Search code examples
javainteger-overflow

Is there a way to adjust for integer overflow?


I'm noodling through an anagram hash function, already solved several different ways, but I'm looking for extreme performance as an exercise. I already submitted a solution that passed all the given tests (beating out 100% of all competitors by at least 1ms), but I believe that although it "won", it has a weakness that just wasn't triggered. It is subject to integer overflow in a way that could affect the results.

The gist of the solution was to combine multiple commutative operations, each taking some number of bits, and concatenate them into one long variable. I chose xor, sum, and product. The xor operation cleanly fits within a fixed number of bits. The sum operation might overflow, but because of the way overflow is addressed, it would still arrive at the same result if letters and their corresponding values are rearranged. I wouldn't worry, for example, about whether this function would overflow.

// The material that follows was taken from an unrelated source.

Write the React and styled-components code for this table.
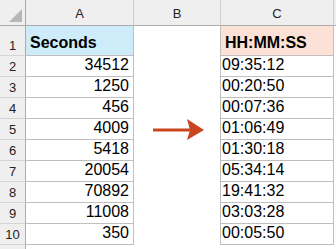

private short sumHash(String s) {
    short hash=0;
    for (char c:s.toCharArray()) {
        hash+=c;
    }
    return hash;
}

Where I run into trouble is in the inclusion of products. If I make a function that returns the product of a list of values (such as character values in a String), then, at the very least, the result could be rendered inaccurate if the product overflowed to exactly zero.

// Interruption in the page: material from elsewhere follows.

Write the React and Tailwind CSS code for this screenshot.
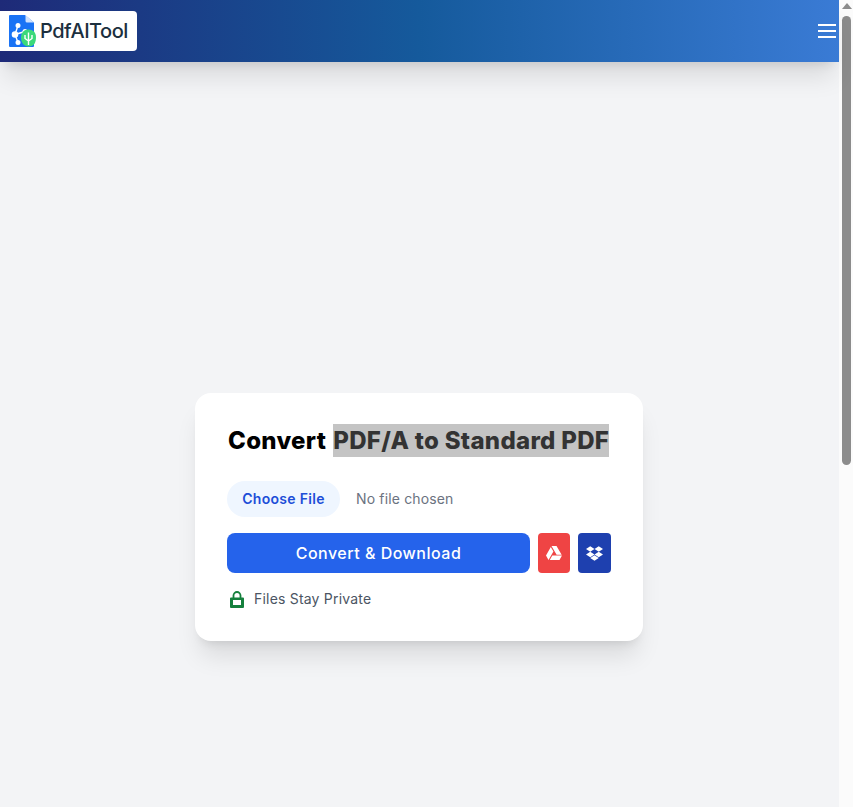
import { FaDropbox, FaGoogleDrive } from "react-icons/fa";

const fontStack = "font-['Inter','Liberation_Sans',sans-serif]";

function Logo() {
    return (
        <div className="flex h-10 w-[137px] items-center rounded-r bg-white pl-[9px]">
            <svg width="28" height="33" viewBox="0 0 28 33" className="shrink-0">
                <path d="M1 0H16L25 7.500V31a1 1 0 0 1-1 1H1a1 1 0 0 1-1-1V1a1 1 0 0 1 1-1z" fill="#1a73f5" />
                <path d="M16.500 0L25 7.500H18a1.500 1.500 0 0 1-1.500-1.500z" fill="#cfe1fd" />
                <g stroke="#fff" strokeWidth="1.400" fill="#fff">
                    <path d="M6 19.500L9 10.500M6 19.500L16 16.500M6 19.500L9 27.500" fill="none" />
                    <circle cx="6" cy="19.500" r="2.600" />
                    <circle cx="9" cy="10.500" r="1.800" />
                    <circle cx="16" cy="16.500" r="1.800" />
                    <circle cx="9" cy="27.500" r="1.800" />
                </g>
                <path d="M19.500 14.500c4.500 0 7.500 3 7.500 7.500c0 5-1.500 9.500-7.500 9.500c-4.500 0-7.500-4-7.500-9c0-4.500 3-8 7.500-8z" fill="#3bd97a" />
                <path d="M19.500 17.500V30M16 20V23.500L19.500 26M23 20V23.500L19.500 26" stroke="#fff" strokeWidth="1.400" fill="none" />
            </svg>
            <span className="ml-[3px] text-[20px] font-medium tracking-[-0.5px] text-[#1c2f3e]">
                PdfAITool
            </span>
        </div>
    );
}

function Header() {
    return (
        <header className="relative flex h-[62px] items-center justify-between bg-[linear-gradient(90deg,#1e2a78_0%,#155a9c_50%,#3a7bd5_100%)] pr-[3px] shadow-xl">
            <Logo />
            <button className="flex w-[18px] flex-col gap-1">
                <span className="h-0.5 w-full bg-white" />
                <span className="h-0.5 w-full bg-white" />
                <span className="h-0.5 w-full bg-white" />
            </button>
        </header>
    );
}

function Card() {
    return (
        <div className="w-[448px] rounded-2xl bg-white p-8 shadow-xl">
            <h1 className="mb-6 text-2xl leading-8 font-extrabold tracking-[0.3px] whitespace-nowrap text-black">
                <span className="mr-[1.500px] ml-px">Convert</span>{" "}
                <span className="bg-[#c4c4c4] pt-0.5 pb-0.5 text-[#333333]">PDF/A to Standard PDF</span>
            </h1>

            <div className="flex items-center">
                <button className="flex h-9 w-[113px] items-center justify-center rounded-full bg-[#eff6ff] text-sm font-semibold tracking-[0.3px] text-[#1d4ed8]">
                    Choose File
                </button>
                <span className="ml-4 text-sm tracking-[0.15px] text-[#6b7280]">No file chosen</span>
            </div>

            <div className="mt-4 flex gap-2">
                <button className="h-10 w-[303px] rounded-lg bg-[#2563eb] pb-px text-base font-medium tracking-[0.5px] text-white">
                    Convert &amp; Download
                </button>
                <button className="flex h-10 w-8 items-center justify-center rounded bg-[#ef4444] text-white">
                    <FaGoogleDrive size={16} />
                </button>
                <button className="flex h-10 w-[33px] items-center justify-center rounded bg-[#1e40af] text-white">
                    <FaDropbox size={17} />
                </button>
            </div>

            <div className="mt-4 flex h-5 items-center pl-[3px]">
                <svg width="14" height="17" viewBox="0 0 14 17" className="shrink-0">
                    <path d="M3.500 7V4.500a3.500 3.500 0 0 1 7 0V7" fill="none" stroke="#15803d" strokeWidth="1.800" />
                    <path fillRule="evenodd" d="M1 6.500h12a1 1 0 0 1 1 1V16a1 1 0 0 1-1 1H1a1 1 0 0 1-1-1V7.500a1 1 0 0 1 1-1zM3 9v5h8V9z" fill="#15803d" />
                </svg>
                <span className="ml-[10px] text-sm tracking-[0.2px] text-[#4b5563]">Files Stay Private</span>
            </div>
        </div>
    );
}

function Scrollbar() {
    return (
        <div className="flex w-3.5 shrink-0 flex-col items-center bg-[#fbfbfb] pt-[3px] pl-px">
            <div className="h-0 w-0 border-x-[5px] border-b-[6px] border-x-transparent border-b-[#8c8c8c]" />
            <div className="mt-[7px] h-[449px] w-[9px] rounded-full bg-[#8c8c8c]" />
        </div>
    );
}

export default function App() {
    return (
        <div className={`flex h-screen overflow-hidden bg-[#f3f4f6] ${fontStack}`}>
            <div className="min-w-0 flex-1">
                <Header />
                <main className="flex justify-center pt-[331px] pr-px">
                    <Card />
                </main>
            </div>
            <Scrollbar />
        </div>
    );
}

private short productHash(String s) {
    short hash=1;
    for (char c:s.toCharArray()) {
        hash*=c;
    }
    return hash;
}

Is there any safe and performant way to avoid this weakness so that the function gains the benefit of the commutative property of multiplication to produce the same value for anagrams, but can't ever encounter a product that overflows to zero?


Solution

  • You will only hit zero if

    a * b = 0 mod 2^64
    

    which is equivalent to there being an integer k such that

    a * b = k * 2^64 
    

    That is, we get in trouble if factors divide 2^64, i.e. if factors are even. Therefore, the easiest solution is ensuring that all factors are odd, for instance like this:

    for (char ch : chars) {
      hash *= (ch << 1) | 1;
    }
    

    This allows you to keep 63 bits of information.

    Note however that this technique will only avoid collisions caused by overflow, but not collisions caused by multipliers that share a common factor. If you wish to avoid that, too, you'll need coprime multipliers, which is easiest achieved if they are prime.